Currently, there are several City programs related to tree planting, conservation and removal. Under the Trees in Trust program, property owners can request the City plant a tree on the street frontage and then assist with the new tree’s care. With the Tree Removal Program, property owners or tenants can apply to have dead, dying or dangerous trees located in adjacent public streets and alley rights-of-way inspected by a City arborist, before possible removal. The Infill Tree Conservation Program is part of the building permit application for new houses, duplex and triplex units and requires information on the trees on the property and adjacent properties. Measures to protect trees during construction are to be taken. A $700 refundable tree planning deposit is charged to encourage replacement of trees lost to development. Large trees, with trunks that are 50 cm or more in diameter, are deemed distinctive trees and their injury or destruction is prohibited on most residential properties unless a distinctive tree permit, has been issued.
Concerns about a dwindling urban forest across Ottawa, lead to the development of Putting Down Roots for the Future, the Urban Forest Management Plan (UFMP) approved by City Council in June 2017. The product of work by City staff, consultants and public consultations involving community organizations such as Action Sandy Hill, and other interested groups, it is intended to provide guidance to achieve urban forest sustainability in Ottawa in the coming decades (see Ottawa.ca/urbanforest). Ottawa’s urban forest includes trees on both public and private property: along city streets; in parks, open spaces and natural areas; and in the yards and landscaped areas of residences, offices, institutions, and businesses. The UFMP talks about the urban forest’s benefits such as better air quality, heat reduction, UV protection as well as other benefits, such as improved mental and physical health and enhanced property values.
A tree bylaw review is one of the first items for work under the UFMP’s 26 recommendations. Public consultations just concluded. Bylaws on urban tree conservation and natural areas protection are being examined, along with the need for a Heritage Tree Bylaw program or registry in Ottawa.
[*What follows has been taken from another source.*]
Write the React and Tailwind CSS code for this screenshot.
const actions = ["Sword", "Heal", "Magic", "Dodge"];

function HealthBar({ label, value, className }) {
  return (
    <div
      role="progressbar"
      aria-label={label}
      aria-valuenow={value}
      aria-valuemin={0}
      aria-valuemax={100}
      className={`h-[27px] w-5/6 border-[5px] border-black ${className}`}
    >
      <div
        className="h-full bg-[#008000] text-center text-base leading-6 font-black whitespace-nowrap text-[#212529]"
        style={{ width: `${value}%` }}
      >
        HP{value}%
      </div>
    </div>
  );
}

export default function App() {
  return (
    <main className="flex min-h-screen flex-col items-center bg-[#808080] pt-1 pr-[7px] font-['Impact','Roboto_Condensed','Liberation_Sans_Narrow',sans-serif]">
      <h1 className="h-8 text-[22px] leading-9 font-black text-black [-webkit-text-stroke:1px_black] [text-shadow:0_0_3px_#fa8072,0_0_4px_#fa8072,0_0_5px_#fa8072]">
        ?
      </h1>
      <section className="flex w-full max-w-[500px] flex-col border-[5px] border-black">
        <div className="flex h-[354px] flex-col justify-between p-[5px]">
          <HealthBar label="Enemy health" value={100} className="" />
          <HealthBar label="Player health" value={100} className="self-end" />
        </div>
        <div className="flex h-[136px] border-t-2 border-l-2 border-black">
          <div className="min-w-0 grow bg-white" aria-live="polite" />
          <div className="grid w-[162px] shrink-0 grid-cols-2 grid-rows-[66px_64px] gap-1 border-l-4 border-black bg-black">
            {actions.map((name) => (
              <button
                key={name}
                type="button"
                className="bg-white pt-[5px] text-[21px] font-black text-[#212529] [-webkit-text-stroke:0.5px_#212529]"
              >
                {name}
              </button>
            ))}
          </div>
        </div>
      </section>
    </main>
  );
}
City-wide tree compensation guidelines, incentives for tree conservation and tree planting are being considered as part of this work.
People are wondering if this on-going work will result in existing or new measures being implemented to protect distinctive trees and maintain the urban forest. Those interested in activities to green Sandy Hill can take part in the Sandy Hill Tree Group (firstname.lastname@example.org), care for existing trees, press for their protection, and/or plant new trees.
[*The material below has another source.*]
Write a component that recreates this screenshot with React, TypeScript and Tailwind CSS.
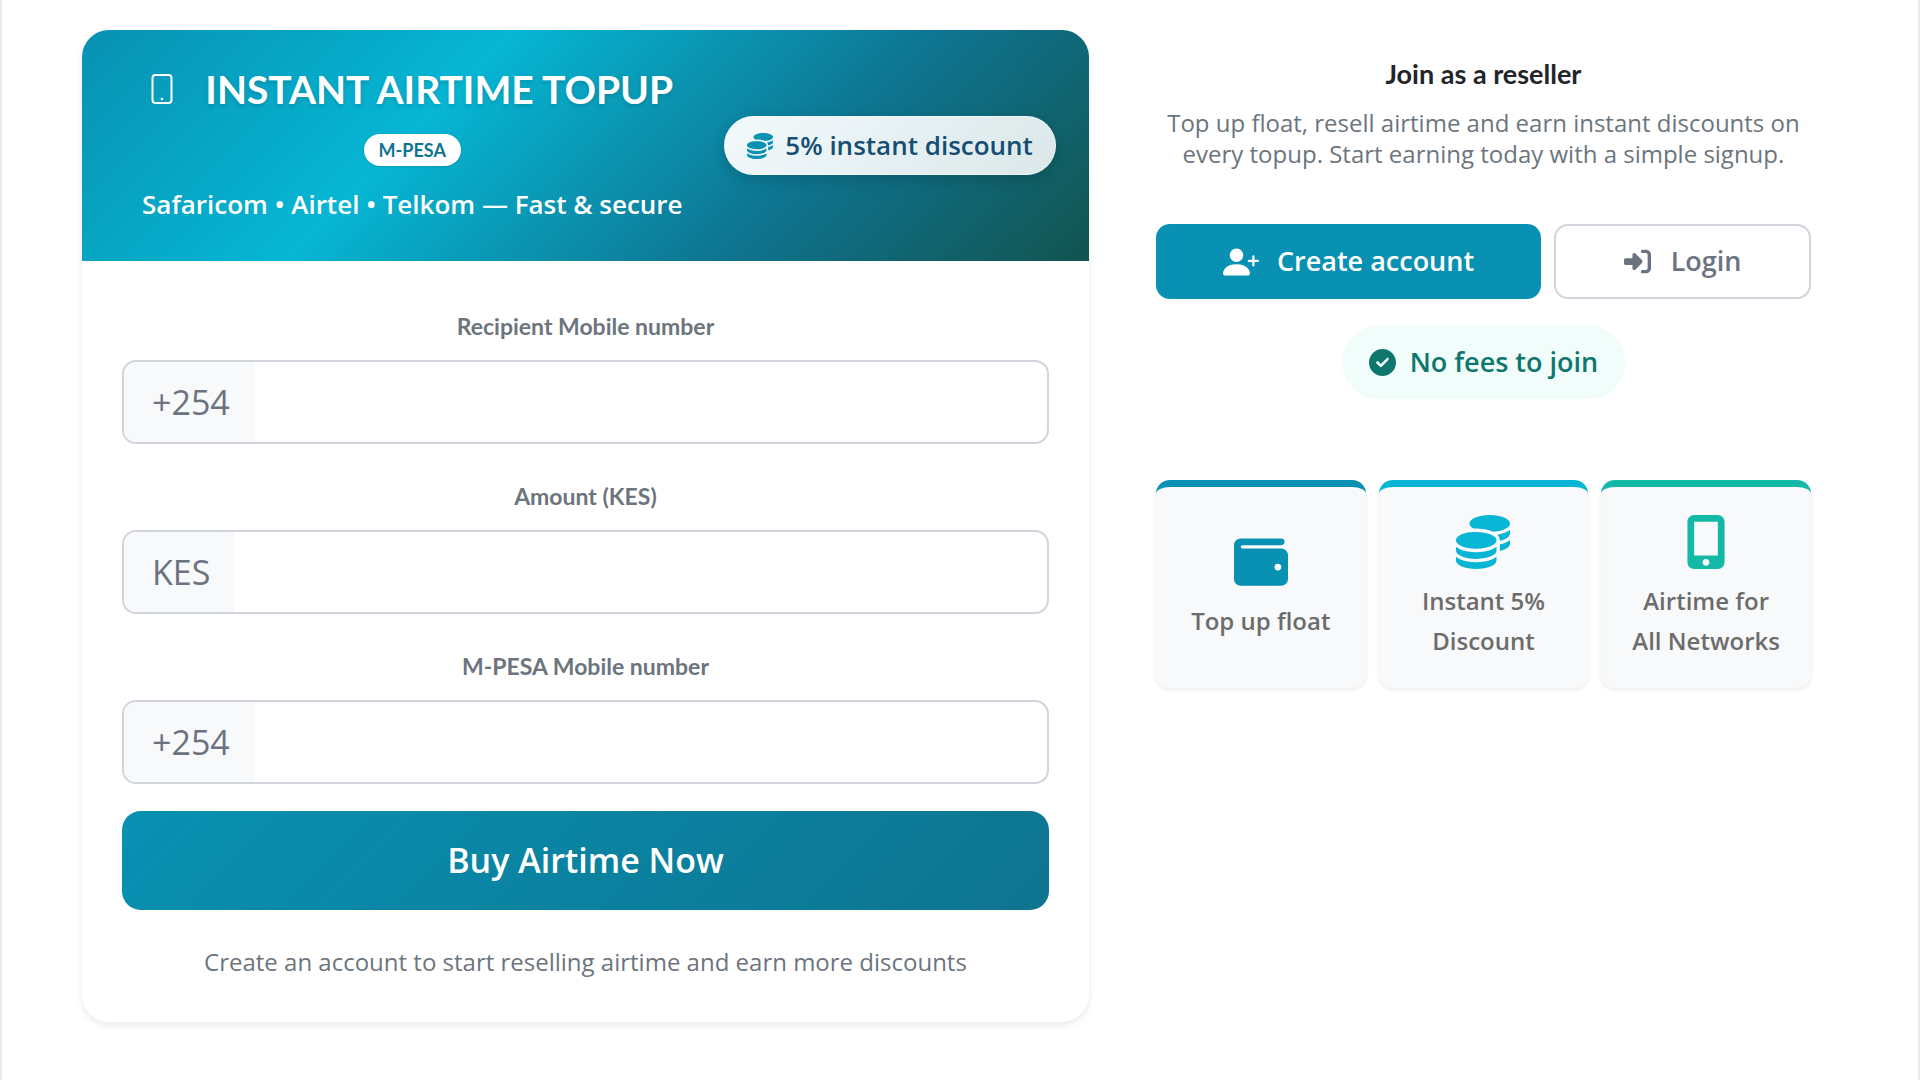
import { useId, type ReactNode } from "react";
import { BsPersonPlusFill } from "react-icons/bs";
import { FaCircleCheck, FaCoins, FaMobileScreenButton, FaRightToBracket, FaWallet } from "react-icons/fa6";

function PhoneOutline() {
  return (
    <svg viewBox="0 0 22 30" className="h-[30px] w-[22px]" fill="none" aria-hidden>
      <rect x="1.5" y="1" width="19" height="28" rx="3" stroke="currentColor" strokeWidth="2" />
      <circle cx="11" cy="25" r="1.3" fill="currentColor" />
    </svg>
  );
}

function Field({ label, prefix }: { label: string; prefix: string }) {
  const id = useId();
  return (
    <div className="flex flex-col">
      <label
        htmlFor={id}
        className="text-center font-['Lato',sans-serif] text-[23px] leading-8 font-bold text-[#6c757d]"
      >
        {label}
      </label>
      <div className="mt-[18px] flex h-[84px] overflow-hidden rounded-[14px] border-2 border-[#d1d5db] bg-white">
        <span className="flex items-center bg-[#f8f9fb] pr-6 pl-7 text-[34px] text-[#6b7280]">{prefix}</span>
        <input id={id} type="tel" className="min-w-0 flex-1 px-6 text-3xl text-gray-800 outline-none" />
      </div>
    </div>
  );
}

function Feature({ icon, className, children }: { icon: ReactNode; className: string; children: ReactNode }) {
  return (
    <li
      className={`flex h-52 flex-col items-center justify-center gap-3 rounded-[14px] border-t-[7px] bg-[#f8f9fb] text-[54px] shadow-[0_2px_4px_rgba(0,0,0,0.08)] ${className}`}
    >
      {icon}
      <span className="text-center text-2xl leading-10 font-semibold text-[#6c6c6c]">{children}</span>
    </li>
  );
}

export default function App() {
  return (
    <main className="min-h-screen border-x-2 border-[#e8e8f0] bg-white px-20 pt-[30px] font-['Open_Sans',sans-serif]">
      <div className="grid grid-cols-[71fr_50fr] items-start gap-10">
        <section className="overflow-hidden rounded-[27px] bg-white shadow-[0_3px_7px_rgba(0,0,0,0.09)]">
          <header className="flex h-[231px] items-center justify-between bg-[linear-gradient(135deg,#0891b2_0%,#06b6d4_35%,#0e7490_70%,#125450_100%)] pr-[33px] pl-[60px] text-white">
            <div className="flex flex-col items-center pb-[3px]">
              <h1 className="flex items-center gap-8 font-['Lato',sans-serif] text-[39px] leading-[48px] font-bold [text-shadow:0_2px_4px_rgba(0,0,0,0.15)]">
                <PhoneOutline />
                INSTANT AIRTIME TOPUP
              </h1>
              <span className="mt-[21px] rounded-full bg-white px-[15px] font-['Lato',sans-serif] text-lg leading-8 font-bold text-[#0e7490] shadow-sm">
                M-PESA
              </span>
              <p className="mt-[18px] text-[26px] leading-10 font-semibold">
                Safaricom • Airtel • Telkom — Fast &amp; secure
              </p>
            </div>
            <div className="flex h-[59px] items-center gap-3 rounded-full border border-white/50 bg-[linear-gradient(135deg,rgba(255,255,255,0.95),rgba(255,255,255,0.85))] px-[22px] text-[26px] font-semibold text-[#164e73] shadow-[0_5px_14px_rgba(0,0,0,0.15)]">
              <FaCoins className="text-[#0891b2]" aria-hidden />
              5% instant discount
            </div>
          </header>
          <form className="flex flex-col px-10 pt-[49px] pb-10">
            <div className="flex flex-col gap-9">
              <Field label="Recipient Mobile number" prefix="+254" />
              <Field label="Amount (KES)" prefix="KES" />
              <Field label="M-PESA Mobile number" prefix="+254" />
            </div>
            <button
              type="button"
              className="mt-[27px] h-[99px] rounded-[19px] bg-[linear-gradient(135deg,#0891b2,#0e7490)] text-[34px] font-semibold text-white"
            >
              Buy Airtime Now
            </button>
            <p className="mt-8 text-center text-2xl leading-10 text-[#6c757d]">
              Create an account to start reselling airtime and earn more discounts
            </p>
          </form>
        </section>

        <aside className="px-[27px] pt-7">
          <h2 className="text-center font-['Lato',sans-serif] text-[27px] leading-8 font-bold text-[#212529]">
            Join as a reseller
          </h2>
          <p className="mt-[17px] text-center text-2xl leading-[31px] text-[#6c757d]">
            Top up float, resell airtime and earn instant discounts on every topup. Start earning today with a simple
            signup.
          </p>
          <div className="mt-[55px] grid grid-cols-[3fr_2fr] gap-[13px]">
            <button
              type="button"
              className="flex h-[75px] items-center justify-center gap-[18px] rounded-[14px] bg-[#0891b2] text-[27px] font-semibold text-white"
            >
              <BsPersonPlusFill className="size-9" aria-hidden />
              Create account
            </button>
            <button
              type="button"
              className="flex h-[75px] items-center justify-center gap-5 rounded-[14px] border-2 border-[#d1d5db] text-[27px] font-semibold text-[#6b7280]"
            >
              <FaRightToBracket aria-hidden />
              Login
            </button>
          </div>
          <p className="mx-auto mt-[27px] flex h-[73px] w-fit items-center gap-3.5 rounded-full bg-[#f0fdfa] px-[27px] text-[27px] font-semibold text-[#0f766e]">
            <FaCircleCheck aria-hidden />
            No fees to join
          </p>
          <ul className="mt-[81px] grid grid-cols-3 gap-[13px]">
            <Feature icon={<FaWallet className="text-[#0891b2]" aria-hidden />} className="border-[#0891b2]">
              Top up float
            </Feature>
            <Feature icon={<FaCoins className="text-[#06b6d4]" aria-hidden />} className="border-[#06b6d4]">
              Instant 5%
              <br />
              Discount
            </Feature>
            <Feature icon={<FaMobileScreenButton className="text-[#14b8a6]" aria-hidden />} className="border-[#14b8a6]">
              Airtime for
              <br />
              All Networks
            </Feature>
          </ul>
        </aside>
      </div>
    </main>
  );
}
What is a distinctive tree?
In Ottawa, a tree with a trunk diameter of 50 cm or more, when measured at 1.2 m above ground level, is considered to be a distinctive tree.
A tree’s Critical Root Zone is established as 10 cm from the trunk for every centimeter of trunk diameter.
No person shall injure or cause the injury or destruction of a distinctive tree, unless a distinctive tree permit has been issued by the General Manager to permit the injury or destruction. The permit is to be posted so that it is clearly visible to the public for a period of at least seven days before and after any action in accordance with the distinctive tree permit.